Sam Malone: Ah, she's a terrific person. She's smart, and she's funny; she's horny. I mean, she's just the kind of chick you wanna stick up on a pedestal.
Frasier: You know, Sam, it's always amazed me how you can elevate and demean in the same sentence.
Sam Malone: I'll tell you, man: She's one in million.
Frasier: You know, for most guys that's just an expression.
Roz Doyle: [entering from booth] Fras, I gotta go. Your messages are on my desk and... whoa, who is this?
Sam Malone: I'm Sam Malone. I was a buddy of Frasier's in Boston.
Frasier: This is Roz Doyle.
Roz Doyle: [to Frasier] So this is the Sam Malone you've always talked about? The one who has no respect for women and treats them like dirt?
Roz Doyle: Need anyone to show you around Seattle?
Sam Malone: Well, you know, to tell you the truth, I'm all right with the city, but I get real lost in my hotel room.
Frasier: Oh, boy. Just look at the two of you face to face. I imagine wild animals all over the Northwest are lifting their heads, alerted to the scent. Good-bye, Roz.
Roz Doyle: Well, if you need any company, give me a call. Here's my number.
Sam Malone: Well, thanks. That's a snazzy card.
Frasier: Yes, it glows in the dark.
Roz Doyle: So do I.
Niles: Is it my imagination, or is Sam flirting with Daphne?
Frasier: Well, of course he's flirting with her. He flirts with everybody. He can't help it, he's a sexual compulsive. But he's getting help for it in a support group.

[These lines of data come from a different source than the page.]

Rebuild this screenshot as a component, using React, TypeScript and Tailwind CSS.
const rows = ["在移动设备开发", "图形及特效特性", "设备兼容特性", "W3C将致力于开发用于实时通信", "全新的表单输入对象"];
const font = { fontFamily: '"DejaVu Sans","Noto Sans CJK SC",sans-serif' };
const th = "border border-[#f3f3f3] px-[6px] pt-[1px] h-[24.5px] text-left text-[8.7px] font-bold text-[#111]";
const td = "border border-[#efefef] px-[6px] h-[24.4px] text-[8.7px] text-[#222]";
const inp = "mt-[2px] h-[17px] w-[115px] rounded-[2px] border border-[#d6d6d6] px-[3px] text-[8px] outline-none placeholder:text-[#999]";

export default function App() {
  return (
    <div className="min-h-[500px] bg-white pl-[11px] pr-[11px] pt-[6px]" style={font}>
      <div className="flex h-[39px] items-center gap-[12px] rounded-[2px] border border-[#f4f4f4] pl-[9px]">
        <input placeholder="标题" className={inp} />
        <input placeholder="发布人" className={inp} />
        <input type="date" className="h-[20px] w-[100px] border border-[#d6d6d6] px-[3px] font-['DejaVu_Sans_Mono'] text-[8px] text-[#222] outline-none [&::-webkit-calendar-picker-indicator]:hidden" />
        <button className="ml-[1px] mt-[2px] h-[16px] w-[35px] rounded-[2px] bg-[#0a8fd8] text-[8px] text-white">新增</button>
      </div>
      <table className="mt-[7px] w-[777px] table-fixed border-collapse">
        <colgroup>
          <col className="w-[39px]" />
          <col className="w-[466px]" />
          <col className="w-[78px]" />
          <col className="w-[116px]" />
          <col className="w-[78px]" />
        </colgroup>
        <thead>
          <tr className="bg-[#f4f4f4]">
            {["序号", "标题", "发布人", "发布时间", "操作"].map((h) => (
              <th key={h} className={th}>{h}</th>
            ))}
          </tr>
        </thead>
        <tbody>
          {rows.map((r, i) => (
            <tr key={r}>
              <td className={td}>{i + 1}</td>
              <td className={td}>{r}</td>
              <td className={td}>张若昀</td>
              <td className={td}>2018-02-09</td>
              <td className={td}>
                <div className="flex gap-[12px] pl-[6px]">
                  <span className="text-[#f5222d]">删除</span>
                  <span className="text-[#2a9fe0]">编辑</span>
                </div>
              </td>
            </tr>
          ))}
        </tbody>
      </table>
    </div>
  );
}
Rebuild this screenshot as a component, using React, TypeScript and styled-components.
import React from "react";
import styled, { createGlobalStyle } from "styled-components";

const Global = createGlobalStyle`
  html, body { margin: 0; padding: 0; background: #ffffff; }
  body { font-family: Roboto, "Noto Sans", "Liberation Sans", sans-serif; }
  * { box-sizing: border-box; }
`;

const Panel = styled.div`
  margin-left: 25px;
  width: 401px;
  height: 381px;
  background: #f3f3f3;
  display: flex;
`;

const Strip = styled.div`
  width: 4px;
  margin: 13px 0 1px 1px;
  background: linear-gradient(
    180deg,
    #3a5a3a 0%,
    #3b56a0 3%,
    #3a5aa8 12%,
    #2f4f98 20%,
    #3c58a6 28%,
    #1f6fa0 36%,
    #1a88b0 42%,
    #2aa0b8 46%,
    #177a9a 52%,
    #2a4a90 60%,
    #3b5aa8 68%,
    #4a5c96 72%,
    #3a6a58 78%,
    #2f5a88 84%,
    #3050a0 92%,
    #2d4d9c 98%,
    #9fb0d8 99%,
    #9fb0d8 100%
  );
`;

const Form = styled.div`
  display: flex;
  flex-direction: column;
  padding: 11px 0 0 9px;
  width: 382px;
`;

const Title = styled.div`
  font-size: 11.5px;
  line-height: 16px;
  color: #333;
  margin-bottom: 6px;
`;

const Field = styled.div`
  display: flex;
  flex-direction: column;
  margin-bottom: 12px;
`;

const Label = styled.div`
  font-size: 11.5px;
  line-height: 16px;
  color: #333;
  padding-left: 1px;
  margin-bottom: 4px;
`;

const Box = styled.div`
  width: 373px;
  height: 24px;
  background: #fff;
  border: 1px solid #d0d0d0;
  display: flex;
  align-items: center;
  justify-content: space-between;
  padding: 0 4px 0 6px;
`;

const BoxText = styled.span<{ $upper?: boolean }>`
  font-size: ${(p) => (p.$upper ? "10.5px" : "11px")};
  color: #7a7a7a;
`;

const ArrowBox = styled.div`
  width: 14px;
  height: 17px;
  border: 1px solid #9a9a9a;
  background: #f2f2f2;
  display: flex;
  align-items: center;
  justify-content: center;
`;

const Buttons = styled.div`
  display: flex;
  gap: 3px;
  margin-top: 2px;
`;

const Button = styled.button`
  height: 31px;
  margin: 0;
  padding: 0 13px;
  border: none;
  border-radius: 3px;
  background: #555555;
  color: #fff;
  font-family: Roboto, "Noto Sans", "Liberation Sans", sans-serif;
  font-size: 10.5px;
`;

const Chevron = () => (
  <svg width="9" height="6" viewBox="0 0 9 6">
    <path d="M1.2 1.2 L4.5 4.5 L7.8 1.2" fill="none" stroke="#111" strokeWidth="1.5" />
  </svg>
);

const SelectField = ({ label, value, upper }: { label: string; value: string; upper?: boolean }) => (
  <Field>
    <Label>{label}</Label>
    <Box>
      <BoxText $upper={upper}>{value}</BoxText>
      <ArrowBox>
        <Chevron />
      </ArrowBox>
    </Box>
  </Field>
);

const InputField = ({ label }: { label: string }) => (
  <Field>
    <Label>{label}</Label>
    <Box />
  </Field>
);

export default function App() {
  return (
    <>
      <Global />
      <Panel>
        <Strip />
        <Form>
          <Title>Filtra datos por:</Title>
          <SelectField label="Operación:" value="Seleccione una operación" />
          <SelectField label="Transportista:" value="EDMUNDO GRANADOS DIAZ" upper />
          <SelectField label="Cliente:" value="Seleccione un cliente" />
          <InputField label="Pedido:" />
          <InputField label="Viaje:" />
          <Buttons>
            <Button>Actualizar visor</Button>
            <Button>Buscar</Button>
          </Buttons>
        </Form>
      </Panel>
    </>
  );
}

Niles: [hearing Daphne giggling in the kitchen] Did he miss a meeting?
Frasier: So, that's our show for today. Don't forget, Bob "Bulldog" Brisco is up next and... oh, yes. This is KACL Cash Call Week. $5,000 when you answer your phone with the phrase that pays. So when your phone rings, don't say "hello", say...
[Frasier sees Sam outside the studio]
Frasier: Well, blow me down! No, no, no, no! Just, uh, say, uh, "KACL is the talk of the town." Talk of Seattle, whatever. Bye-bye.